Copy nothing but the text: reproduce each line of the listing exactly and leave the pictures out.

** begin PROVIDED DATA **

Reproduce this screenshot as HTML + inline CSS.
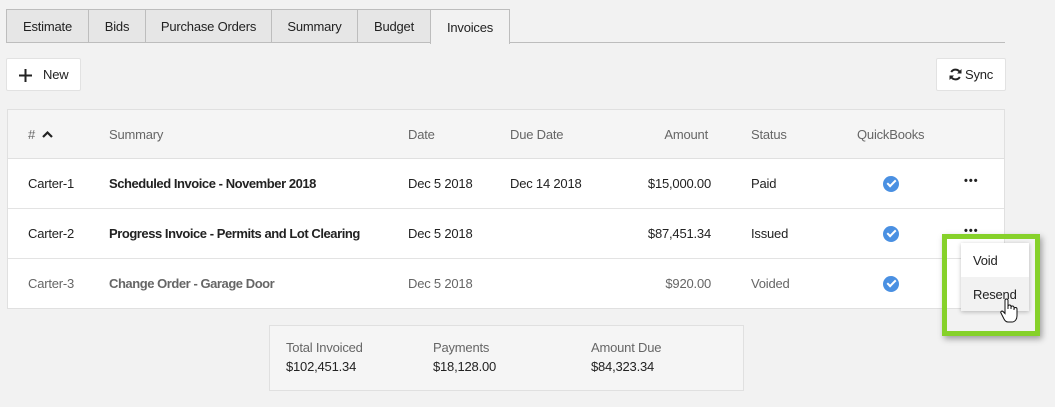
<!DOCTYPE html>
<html><head><style>
*{box-sizing:border-box;margin:0;padding:0}
body{width:1055px;height:407px;background:#f2f2f2;font-family:"Liberation Sans",Arial,sans-serif;font-size:13px;color:#222;position:relative;overflow:hidden;letter-spacing:-0.2px}
.a{position:absolute}
b,.bd{letter-spacing:-0.45px}
.tab{position:absolute;top:9px;height:34px;background:#e6e6e6;border:1px solid #bdbdbd;border-bottom:none;text-align:center;line-height:33px;color:#222}
.tabline{position:absolute;left:6px;top:42px;width:999px;height:1px;background:#bdbdbd}
.btn{position:absolute;background:#fff;border:1px solid #e2e2e2;border-radius:2px;height:33px;line-height:31px}
.tbl{position:absolute;left:7px;top:109px;width:998px;height:200px;background:#fff;border:1px solid #e0e0e0}
.hdr{position:absolute;left:0;top:0;width:100%;height:49px;background:#f5f5f5;border-bottom:1px solid #e0e0e0;color:#666}
.row{position:absolute;left:0;width:100%;height:50px;border-bottom:1px solid #e3e3e3}
.c{position:absolute;top:0;line-height:50px;white-space:nowrap}
.r{text-align:right}
.chk{position:absolute;width:16px;height:16px;border-radius:50%;background:#4a90e2;top:17px;left:875px}
.chk:after{content:"";position:absolute;left:4px;top:4px;width:7px;height:3px;border-left:2px solid #fff;border-bottom:2px solid #fff;transform:rotate(-45deg)}
.dots{position:absolute;left:956px;top:16px;font-weight:bold;letter-spacing:1px;font-size:11px}
.g{color:#666}
</style></head><body>
<div class="tab" style="left:6px;width:83px">Estimate</div>
<div class="tab" style="left:88px;width:58px">Bids</div>
<div class="tab" style="left:145px;width:127px">Purchase Orders</div>
<div class="tab" style="left:271px;width:87px">Summary</div>
<div class="tab" style="left:357px;width:74px">Budget</div>
<div class="tabline"></div>
<div class="tab" style="left:430px;width:80px;height:35px;background:#f2f2f2;line-height:36px">Invoices</div>

<div class="btn" style="left:6px;top:58px;width:75px">
 <svg class="a" style="left:12px;top:10px" width="13" height="13"><path d="M6.5 0V13M0 6.5H13" stroke="#222" stroke-width="2"/></svg>
 <span class="a" style="left:36px">New</span></div>
<div class="btn" style="left:936px;top:58px;width:70px">
 <svg class="a" style="left:12px;top:9px" width="13" height="13" viewBox="0 0 13 13"><path d="M11 4.5A5 5 0 0 0 2.2 4M2 8.5A5 5 0 0 0 10.8 9" fill="none" stroke="#222" stroke-width="2"/><path d="M12.5 1V5.5H8z M0.5 12V7.5H5z" fill="#222"/></svg>
 <span class="a" style="left:28px">Sync</span></div>

<div class="tbl">
 <div class="hdr">
  <div class="c" style="left:20px;line-height:49px">#</div>
  <svg class="a" style="left:34px;top:20px" width="11" height="8"><path d="M1 7L5.5 2.5L10 7" fill="none" stroke="#222" stroke-width="2.2"/></svg>
  <div class="c" style="left:101px;line-height:49px">Summary</div>
  <div class="c" style="left:400px;line-height:49px">Date</div>
  <div class="c" style="left:502px;line-height:49px">Due Date</div>
  <div class="c r" style="left:600px;width:100px;line-height:49px">Amount</div>
  <div class="c" style="left:743px;line-height:49px">Status</div>
  <div class="c" style="left:849px;line-height:49px">QuickBooks</div>
 </div>
 <div class="row" style="top:49px">
  <div class="c" style="left:20px">Carter-1</div>
  <div class="c bd" style="left:101px;font-weight:bold">Scheduled Invoice - November 2018</div>
  <div class="c" style="left:400px">Dec 5 2018</div>
  <div class="c" style="left:502px">Dec 14 2018</div>
  <div class="c r" style="left:600px;width:103px">$15,000.00</div>
  <div class="c" style="left:743px">Paid</div>
  <div class="chk"></div><div class="dots">•••</div>
 </div>
 <div class="row" style="top:99px">
  <div class="c" style="left:20px">Carter-2</div>
  <div class="c bd" style="left:101px;font-weight:bold">Progress Invoice - Permits and Lot Clearing</div>
  <div class="c" style="left:400px">Dec 5 2018</div>
  <div class="c r" style="left:600px;width:103px">$87,451.34</div>
  <div class="c" style="left:743px">Issued</div>
  <div class="chk"></div><div class="dots">•••</div>
 </div>
 <div class="row g" style="top:149px;border-bottom:none">
  <div class="c" style="left:20px">Carter-3</div>
  <div class="c bd" style="left:101px;font-weight:bold">Change Order - Garage Door</div>
  <div class="c" style="left:400px">Dec 5 2018</div>
  <div class="c r" style="left:600px;width:103px">$920.00</div>
  <div class="c" style="left:743px">Voided</div>
  <div class="chk"></div>
 </div>
</div>

<div class="a" style="left:269px;top:325px;width:475px;height:66px;background:#f5f5f5;border:1px solid #e0e0e0">
 <div class="a g" style="left:16px;top:14px">Total Invoiced</div><div class="a" style="left:16px;top:33px">$102,451.34</div>
 <div class="a g" style="left:163px;top:14px">Payments</div><div class="a" style="left:163px;top:33px">$18,128.00</div>
 <div class="a g" style="left:321px;top:14px">Amount Due</div><div class="a" style="left:321px;top:33px">$84,323.34</div>
</div>

<div class="a" style="left:942px;top:234px;width:98px;height:102px;border:5px solid #86d12a;box-shadow:2px 3px 6px rgba(0,0,0,.35)"></div>
<div class="a" style="left:961px;top:243px;width:68px;height:68px;background:#fff;box-shadow:0 1px 4px rgba(0,0,0,.25)">
 <div class="a" style="left:12px;top:10px">Void</div>
 <div class="a" style="left:0;top:34px;width:68px;height:34px;background:#f2f2f2"><span class="a" style="left:12px;top:10px">Resend</span></div>
</div>
<svg class="a" style="left:1000px;top:298px" width="18" height="26" viewBox="0 0 18 26"><path d="M5 2.5a1.5 1.5 0 0 1 3 0V11V8.5a1.5 1.5 0 0 1 3 0V11V9.5a1.5 1.5 0 0 1 3 0V12V11a1.5 1.5 0 0 1 3 0V18c0 3-2 6-5 6H8c-2 0-3-1-4-3L1 15c-.8-1.3.8-2.6 2-1.5L5 15.5z" fill="#fff" stroke="#111" stroke-width="1"/></svg>
</body></html>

** end PROVIDED DATA **

### COMPLETED TASK
Reproduce this screenshot as HTML + inline CSS.
<!DOCTYPE html>
<html><head><style>
*{box-sizing:border-box;margin:0;padding:0}
body{width:1055px;height:407px;background:#f2f2f2;font-family:"Liberation Sans",Arial,sans-serif;font-size:13px;color:#222;position:relative;overflow:hidden;letter-spacing:-0.2px}
.a{position:absolute}
b,.bd{letter-spacing:-0.45px}
.tab{position:absolute;top:9px;height:34px;background:#e6e6e6;border:1px solid #bdbdbd;border-bottom:none;text-align:center;line-height:33px;color:#222}
.tabline{position:absolute;left:6px;top:42px;width:999px;height:1px;background:#bdbdbd}
.btn{position:absolute;background:#fff;border:1px solid #e2e2e2;border-radius:2px;height:33px;line-height:31px}
.tbl{position:absolute;left:7px;top:109px;width:998px;height:200px;background:#fff;border:1px solid #e0e0e0}
.hdr{position:absolute;left:0;top:0;width:100%;height:49px;background:#f5f5f5;border-bottom:1px solid #e0e0e0;color:#666}
.row{position:absolute;left:0;width:100%;height:50px;border-bottom:1px solid #e3e3e3}
.c{position:absolute;top:0;line-height:50px;white-space:nowrap}
.r{text-align:right}
.chk{position:absolute;width:16px;height:16px;border-radius:50%;background:#4a90e2;top:17px;left:875px}
.chk:after{content:"";position:absolute;left:4px;top:4px;width:7px;height:3px;border-left:2px solid #fff;border-bottom:2px solid #fff;transform:rotate(-45deg)}
.dots{position:absolute;left:956px;top:16px;font-weight:bold;letter-spacing:1px;font-size:11px}
.g{color:#666}
</style></head><body>
<div class="tab" style="left:6px;width:83px">Estimate</div>
<div class="tab" style="left:88px;width:58px">Bids</div>
<div class="tab" style="left:145px;width:127px">Purchase Orders</div>
<div class="tab" style="left:271px;width:87px">Summary</div>
<div class="tab" style="left:357px;width:74px">Budget</div>
<div class="tabline"></div>
<div class="tab" style="left:430px;width:80px;height:35px;background:#f2f2f2;line-height:36px">Invoices</div>

<div class="btn" style="left:6px;top:58px;width:75px">
 <svg class="a" style="left:12px;top:10px" width="13" height="13"><path d="M6.5 0V13M0 6.5H13" stroke="#222" stroke-width="2"/></svg>
 <span class="a" style="left:36px">New</span></div>
<div class="btn" style="left:936px;top:58px;width:70px">
 <svg class="a" style="left:12px;top:9px" width="13" height="13" viewBox="0 0 13 13"><path d="M11 4.5A5 5 0 0 0 2.2 4M2 8.5A5 5 0 0 0 10.8 9" fill="none" stroke="#222" stroke-width="2"/><path d="M12.5 1V5.5H8z M0.5 12V7.5H5z" fill="#222"/></svg>
 <span class="a" style="left:28px">Sync</span></div>

<div class="tbl">
 <div class="hdr">
  <div class="c" style="left:20px;line-height:49px">#</div>
  <svg class="a" style="left:34px;top:20px" width="11" height="8"><path d="M1 7L5.5 2.5L10 7" fill="none" stroke="#222" stroke-width="2.2"/></svg>
  <div class="c" style="left:101px;line-height:49px">Summary</div>
  <div class="c" style="left:400px;line-height:49px">Date</div>
  <div class="c" style="left:502px;line-height:49px">Due Date</div>
  <div class="c r" style="left:600px;width:100px;line-height:49px">Amount</div>
  <div class="c" style="left:743px;line-height:49px">Status</div>
  <div class="c" style="left:849px;line-height:49px">QuickBooks</div>
 </div>
 <div class="row" style="top:49px">
  <div class="c" style="left:20px">Carter-1</div>
  <div class="c bd" style="left:101px;font-weight:bold">Scheduled Invoice - November 2018</div>
  <div class="c" style="left:400px">Dec 5 2018</div>
  <div class="c" style="left:502px">Dec 14 2018</div>
  <div class="c r" style="left:600px;width:103px">$15,000.00</div>
  <div class="c" style="left:743px">Paid</div>
  <div class="chk"></div><div class="dots">•••</div>
 </div>
 <div class="row" style="top:99px">
  <div class="c" style="left:20px">Carter-2</div>
  <div class="c bd" style="left:101px;font-weight:bold">Progress Invoice - Permits and Lot Clearing</div>
  <div class="c" style="left:400px">Dec 5 2018</div>
  <div class="c r" style="left:600px;width:103px">$87,451.34</div>
  <div class="c" style="left:743px">Issued</div>
  <div class="chk"></div><div class="dots">•••</div>
 </div>
 <div class="row g" style="top:149px;border-bottom:none">
  <div class="c" style="left:20px">Carter-3</div>
  <div class="c bd" style="left:101px;font-weight:bold">Change Order - Garage Door</div>
  <div class="c" style="left:400px">Dec 5 2018</div>
  <div class="c r" style="left:600px;width:103px">$920.00</div>
  <div class="c" style="left:743px">Voided</div>
  <div class="chk"></div>
 </div>
</div>

<div class="a" style="left:269px;top:325px;width:475px;height:66px;background:#f5f5f5;border:1px solid #e0e0e0">
 <div class="a g" style="left:16px;top:14px">Total Invoiced</div><div class="a" style="left:16px;top:33px">$102,451.34</div>
 <div class="a g" style="left:163px;top:14px">Payments</div><div class="a" style="left:163px;top:33px">$18,128.00</div>
 <div class="a g" style="left:321px;top:14px">Amount Due</div><div class="a" style="left:321px;top:33px">$84,323.34</div>
</div>

<div class="a" style="left:942px;top:234px;width:98px;height:102px;border:5px solid #86d12a;box-shadow:2px 3px 6px rgba(0,0,0,.35)"></div>
<div class="a" style="left:961px;top:243px;width:68px;height:68px;background:#fff;box-shadow:0 1px 4px rgba(0,0,0,.25)">
 <div class="a" style="left:12px;top:10px">Void</div>
 <div class="a" style="left:0;top:34px;width:68px;height:34px;background:#f2f2f2"><span class="a" style="left:12px;top:10px">Resend</span></div>
</div>
<svg class="a" style="left:1000px;top:298px" width="18" height="26" viewBox="0 0 18 26"><path d="M5 2.5a1.5 1.5 0 0 1 3 0V11V8.5a1.5 1.5 0 0 1 3 0V11V9.5a1.5 1.5 0 0 1 3 0V12V11a1.5 1.5 0 0 1 3 0V18c0 3-2 6-5 6H8c-2 0-3-1-4-3L1 15c-.8-1.3.8-2.6 2-1.5L5 15.5z" fill="#fff" stroke="#111" stroke-width="1"/></svg>
</body></html>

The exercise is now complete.